*Objective:* Extract each line of the material that follows exactly and omit its pictures.
--- start ---
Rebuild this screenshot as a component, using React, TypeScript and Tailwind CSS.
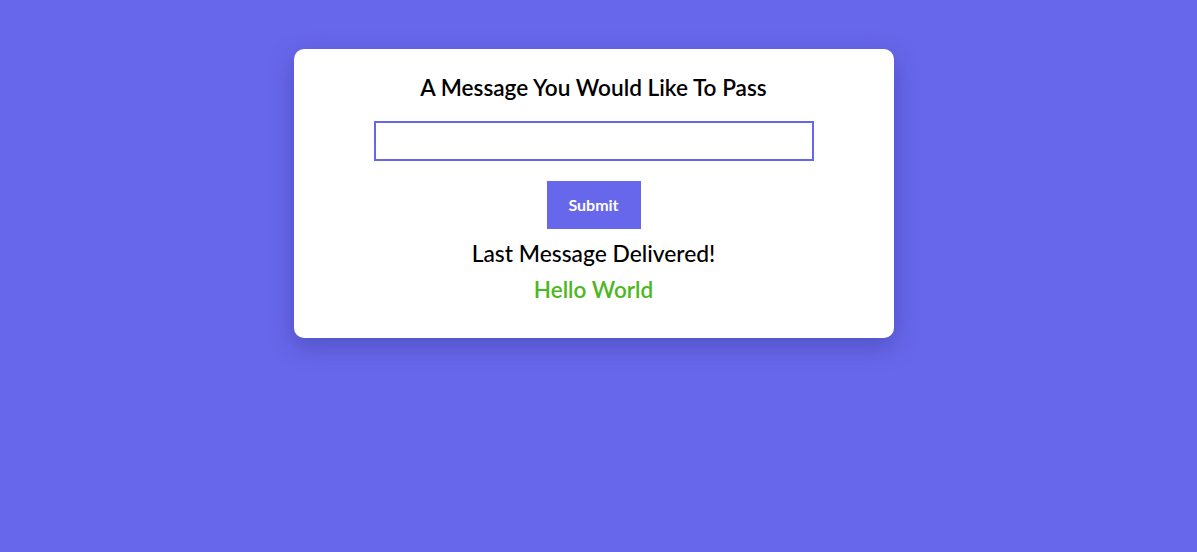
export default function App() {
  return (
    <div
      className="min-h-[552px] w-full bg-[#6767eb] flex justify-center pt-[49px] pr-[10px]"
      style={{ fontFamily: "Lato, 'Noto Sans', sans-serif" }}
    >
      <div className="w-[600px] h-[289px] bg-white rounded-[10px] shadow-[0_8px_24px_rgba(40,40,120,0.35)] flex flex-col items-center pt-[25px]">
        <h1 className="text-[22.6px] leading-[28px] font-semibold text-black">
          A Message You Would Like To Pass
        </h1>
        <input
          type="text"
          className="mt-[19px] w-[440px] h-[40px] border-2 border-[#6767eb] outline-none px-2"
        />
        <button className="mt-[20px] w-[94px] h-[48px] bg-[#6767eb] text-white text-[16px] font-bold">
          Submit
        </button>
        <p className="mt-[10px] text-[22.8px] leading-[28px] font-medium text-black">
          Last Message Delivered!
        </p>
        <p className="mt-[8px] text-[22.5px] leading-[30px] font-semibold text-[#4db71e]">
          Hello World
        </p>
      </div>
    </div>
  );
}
--- end ---
*Task answer:*
Rebuild this screenshot as a component, using React, TypeScript and Tailwind CSS.
export default function App() {
  return (
    <div
      className="min-h-[552px] w-full bg-[#6767eb] flex justify-center pt-[49px] pr-[10px]"
      style={{ fontFamily: "Lato, 'Noto Sans', sans-serif" }}
    >
      <div className="w-[600px] h-[289px] bg-white rounded-[10px] shadow-[0_8px_24px_rgba(40,40,120,0.35)] flex flex-col items-center pt-[25px]">
        <h1 className="text-[22.6px] leading-[28px] font-semibold text-black">
          A Message You Would Like To Pass
        </h1>
        <input
          type="text"
          className="mt-[19px] w-[440px] h-[40px] border-2 border-[#6767eb] outline-none px-2"
        />
        <button className="mt-[20px] w-[94px] h-[48px] bg-[#6767eb] text-white text-[16px] font-bold">
          Submit
        </button>
        <p className="mt-[10px] text-[22.8px] leading-[28px] font-medium text-black">
          Last Message Delivered!
        </p>
        <p className="mt-[8px] text-[22.5px] leading-[30px] font-semibold text-[#4db71e]">
          Hello World
        </p>
      </div>
    </div>
  );
}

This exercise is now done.